**Source material:**
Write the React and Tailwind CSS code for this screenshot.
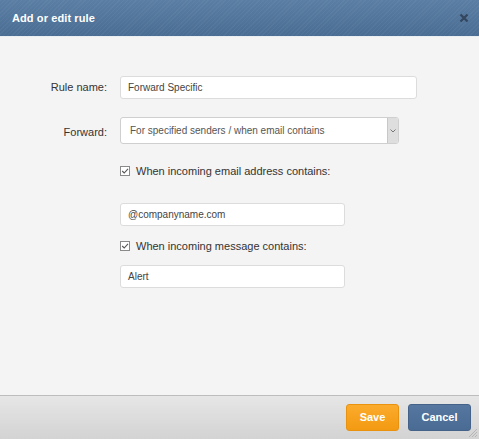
import React from "react";

const font = { fontFamily: '"Liberation Sans", Arial, sans-serif' };

const CheckBox = () => (
  <svg width="10" height="10" viewBox="0 0 10 10" className="shrink-0">
    <rect x="0.5" y="0.5" width="9" height="9" fill="#fff" stroke="#8a8a8a" />
    <path d="M2.2 5 L4.2 7 L8 2.8" fill="none" stroke="#555" strokeWidth="1.1" />
  </svg>
);

const TextInput = ({ value, width }) => (
  <div
    className={`h-[23px] ${width} bg-white border border-[#dcdcdc] rounded-[3px] flex items-center px-[7px] text-[10px] text-[#444]`}
  >
    {value}
  </div>
);

const App = () => {
  return (
    <div className="w-[479px] h-[439px] flex flex-col bg-[#f4f4f4] overflow-hidden" style={font}>
      {/* header */}
      <div className="h-[37px] shrink-0 flex items-center justify-between pl-[12px] pr-[10px] border-b border-[#e9eef3] bg-[repeating-linear-gradient(135deg,rgba(255,255,255,0.04)_0px,rgba(255,255,255,0.04)_1px,transparent_1px,transparent_3px),linear-gradient(#5a7ea4,#4a6d93)]">
        <span className="text-white font-bold text-[11px] tracking-[0.1px]">Add or edit rule</span>
        <svg width="10" height="10" viewBox="0 0 10 10">
          <path d="M1.5 1.5 L8.5 8.5 M8.5 1.5 L1.5 8.5" stroke="#34475f" strokeWidth="2.4" />
        </svg>
      </div>

      {/* body */}
      <div className="flex-1 flex flex-col pt-[39px] text-[11px] text-[#333]">
        <div className="flex items-center">
          <div className="w-[107px] text-right">Rule name:</div>
          <div className="ml-[13px]">
            <TextInput value="Forward Specific" width="w-[297px]" />
          </div>
        </div>

        <div className="flex items-center mt-[18px]">
          <div className="w-[107px] text-right pt-[4px]">Forward:</div>
          <div className="ml-[13px] w-[279px] h-[27px] bg-white border border-[#cfcfcf] rounded-[3px] flex overflow-hidden">
            <div className="flex-1 flex items-center px-[9px] text-[10px] text-[#555]">
              For specified senders / when email contains
            </div>
            <div className="w-[11px] bg-[#dedede] border-l border-[#c8c8c8] flex items-center justify-center">
              <svg width="6" height="4" viewBox="0 0 6 4">
                <path d="M0.5 0.5 L3 3 L5.5 0.5" fill="none" stroke="#777" strokeWidth="1" />
              </svg>
            </div>
          </div>
        </div>

        <div className="ml-[120px] mt-[20px] flex items-center gap-[6px] h-[14px]">
          <CheckBox />
          <span>When incoming email address contains:</span>
        </div>

        <div className="ml-[120px] mt-[25px]">
          <TextInput value="@companyname.com" width="w-[225px]" />
        </div>

        <div className="ml-[120px] mt-[13px] flex items-center gap-[6px] h-[14px]">
          <CheckBox />
          <span>When incoming message contains:</span>
        </div>

        <div className="ml-[120px] mt-[12px]">
          <TextInput value="Alert" width="w-[225px]" />
        </div>
      </div>

      {/* footer */}
      <div className="relative h-[44px] shrink-0 border-t border-[#bdbdbd] bg-[linear-gradient(#e6e6e6,#d3d3d3)] flex items-start justify-end gap-[9px] pt-[8px] pr-[8px]">
        <button className="w-[53px] h-[27px] rounded-[3px] bg-[linear-gradient(#fbab2c,#f39a12)] border border-[#e8920f] text-white font-bold text-[11px]">
          Save
        </button>
        <button className="w-[63px] h-[27px] rounded-[3px] bg-[linear-gradient(#5577a0,#4a6b92)] border border-[#456388] text-white font-bold text-[11px]">
          Cancel
        </button>
        <svg className="absolute right-[1px] bottom-[1px]" width="12" height="12" viewBox="0 0 12 12">
          <path d="M11 3 L3 11 M11 6 L6 11 M11 9 L9 11" stroke="#b5b5b5" strokeWidth="1" />
        </svg>
      </div>
    </div>
  );
};

export default App;
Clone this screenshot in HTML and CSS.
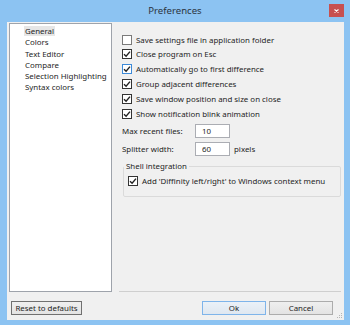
FILE: index.html
```html
<!DOCTYPE html>
<html>
<head>
    <title>Preferences</title>
    <link rel="stylesheet" href="styles.css">
</head>
<body>
    <div class="window">
        <div class="titlebar">
            <span class="title">Preferences</span>
            <button class="close" title="Close">
                <svg width="5" height="4" viewBox="0 0 5 4"><path d="M0.5 0.5 L4.5 3.5 M4.5 0.5 L0.5 3.5" stroke="#fff" stroke-width="1.1"/></svg>
            </button>
        </div>
        <div class="client">
            <div class="main">
                <ul class="pages">
                    <li><span class="selected">General</span></li>
                    <li>Colors</li>
                    <li>Text Editor</li>
                    <li>Compare</li>
                    <li>Selection Highlighting</li>
                    <li>Syntax colors</li>
                </ul>
                <div class="panel">
                    <label class="check"><span class="box"></span>Save settings file in application folder</label>
                    <label class="check"><span class="box on"><svg viewBox="0 0 8 8"><path d="M1 4.2 L3.1 6.3 L7 1.6" fill="none" stroke="#222" stroke-width="1.4"/></svg></span>Close program on Esc</label>
                    <label class="check"><span class="box on hover"><svg viewBox="0 0 8 8"><path d="M1 4.2 L3.1 6.3 L7 1.6" fill="none" stroke="#222" stroke-width="1.4"/></svg></span>Automatically go to first difference</label>
                    <label class="check"><span class="box on"><svg viewBox="0 0 8 8"><path d="M1 4.2 L3.1 6.3 L7 1.6" fill="none" stroke="#222" stroke-width="1.4"/></svg></span>Group adjacent differences</label>
                    <label class="check"><span class="box on"><svg viewBox="0 0 8 8"><path d="M1 4.2 L3.1 6.3 L7 1.6" fill="none" stroke="#222" stroke-width="1.4"/></svg></span>Save window position and size on close</label>
                    <label class="check"><span class="box on"><svg viewBox="0 0 8 8"><path d="M1 4.2 L3.1 6.3 L7 1.6" fill="none" stroke="#222" stroke-width="1.4"/></svg></span>Show notification blink animation</label>

                    <div class="field first">
                        <label for="recent">Max recent files:</label>
                        <input type="text" id="recent" value="10">
                    </div>
                    <div class="field">
                        <label for="splitter">Splitter width:</label>
                        <input type="text" id="splitter" value="60">
                        <span class="unit">pixels</span>
                    </div>

                    <fieldset class="shell">
                        <legend>Shell integration</legend>
                        <label class="check"><span class="box on"><svg viewBox="0 0 8 8"><path d="M1 4.2 L3.1 6.3 L7 1.6" fill="none" stroke="#222" stroke-width="1.4"/></svg></span>Add 'Diffinity left/right' to Windows context menu</label>
                    </fieldset>
                </div>
            </div>
            <div class="footer">
                <button class="btn reset">Reset to defaults</button>
                <div class="spacer"></div>
                <button class="btn ok">Ok</button>
                <button class="btn">Cancel</button>
                <svg class="grip" width="6" height="6" viewBox="0 0 6 6">
                    <rect x="4" y="0" width="1" height="1" fill="#b5b5b5"/>
                    <rect x="2" y="2" width="1" height="1" fill="#b5b5b5"/>
                    <rect x="4" y="2" width="1" height="1" fill="#b5b5b5"/>
                    <rect x="0" y="4" width="1" height="1" fill="#b5b5b5"/>
                    <rect x="2" y="4" width="1" height="1" fill="#b5b5b5"/>
                    <rect x="4" y="4" width="1" height="1" fill="#b5b5b5"/>
                </svg>
            </div>
        </div>
    </div>
</body>
</html>
```

FILE: styles.css
```css
body {
    margin: 0;
    font-family: "Noto Sans", "Open Sans", sans-serif;
    font-size: 7.9px;
    color: #1e1e1e;
}
.window {
    width: 350px;
    height: 325px;
    background-color: #8cc3f2;
    display: flex;
    flex-direction: column;
    box-sizing: border-box;
}
.titlebar {
    height: 22px;
    display: grid;
    grid-template-columns: 1fr auto 1fr;
    align-items: start;
}
.title {
    grid-column: 2;
    font-size: 9.6px;
    color: #2b3440;
    line-height: 22px;
}
.close {
    grid-column: 3;
    justify-self: end;
    margin: 4px 6px 0 0;
    width: 15px;
    height: 13px;
    padding: 0;
    border: none;
    background-color: #c75050;
    display: flex;
    align-items: center;
    justify-content: center;
}
.client {
    flex: 1;
    margin: 0 6px 5px 7px;
    background-color: #f0f0f0;
    display: flex;
    flex-direction: column;
}
.main {
    display: flex;
    padding: 1px 3px 0 2px;
}
.pages {
    list-style: none;
    margin: 0;
    width: 103px;
    height: 269px;
    box-sizing: border-box;
    border: 1px solid #9ea3ab;
    background-color: #ffffff;
    padding: 2px 0 0 15px;
    line-height: 11.3px;
}
.selected {
    background-color: #e6e6e6;
    margin-left: -1px;
    padding: 0 1px;
}
.panel {
    flex: 1;
    margin-left: 7px;
    padding: 9.3px 0 0 0;
    border-bottom: 1px solid #cfcfcf;
}
.check {
    display: flex;
    align-items: center;
    height: 14.8px;
    padding-left: 3px;
}
.box {
    width: 10px;
    height: 10px;
    box-sizing: border-box;
    border: 1px solid #7a7a7a;
    background-color: #ffffff;
    margin-right: 4px;
    display: flex;
}
.box.on {
    border-color: #333333;
}
.box.hover {
    border-color: #3c8ad8;
}
.box svg {
    width: 8px;
    height: 8px;
}
.field {
    display: flex;
    align-items: center;
    height: 14px;
    margin-top: 4px;
    padding-left: 3px;
}
.field.first {
    margin-top: 3px;
}
.field label {
    width: 73px;
}
.field input {
    width: 35px;
    height: 14px;
    box-sizing: border-box;
    border: 1px solid #abadb3;
    padding: 0 0 0 6px;
    font: inherit;
    color: #1e1e1e;
    background-color: #ffffff;
}
.unit {
    margin-left: 4px;
}
.shell {
    margin: 5px 0 0 4px;
    width: 218px;
    box-sizing: border-box;
    border: 1px solid #dadada;
    border-radius: 2px;
    padding: 1px 0 7.5px 0;
}
.shell legend {
    padding: 0 2px;
    margin-left: 0;
    line-height: 11.3px;
}
.shell .check {
    padding-left: 4px;
}
.footer {
    display: flex;
    align-items: flex-start;
    padding: 9px 1px 0 4px;
    flex: 1;
}
.spacer {
    flex: 1;
}
.btn {
    height: 14px;
    box-sizing: border-box;
    padding: 0;
    border: 1px solid #acacac;
    background: linear-gradient(#efefef, #e3e3e3);
    font: inherit;
    line-height: 12px;
    white-space: nowrap;
    color: #1e1e1e;
    width: 64px;
    margin-left: 3px;
}
.btn.reset {
    width: 71px;
    margin-left: 0;
    border-color: #707070;
}
.btn.ok {
    border-color: #7eb4ea;
    background: linear-gradient(#eaf1f8, #dfe7f0);
}
.grip {
    align-self: flex-end;
    margin: 0 0 1px 4px;
}
```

**Exercise:** Go through the lines above. Select every one that has the string "this".

**Solved exercise:**
Write the React and Tailwind CSS code for this screenshot.
Clone this screenshot in HTML and CSS.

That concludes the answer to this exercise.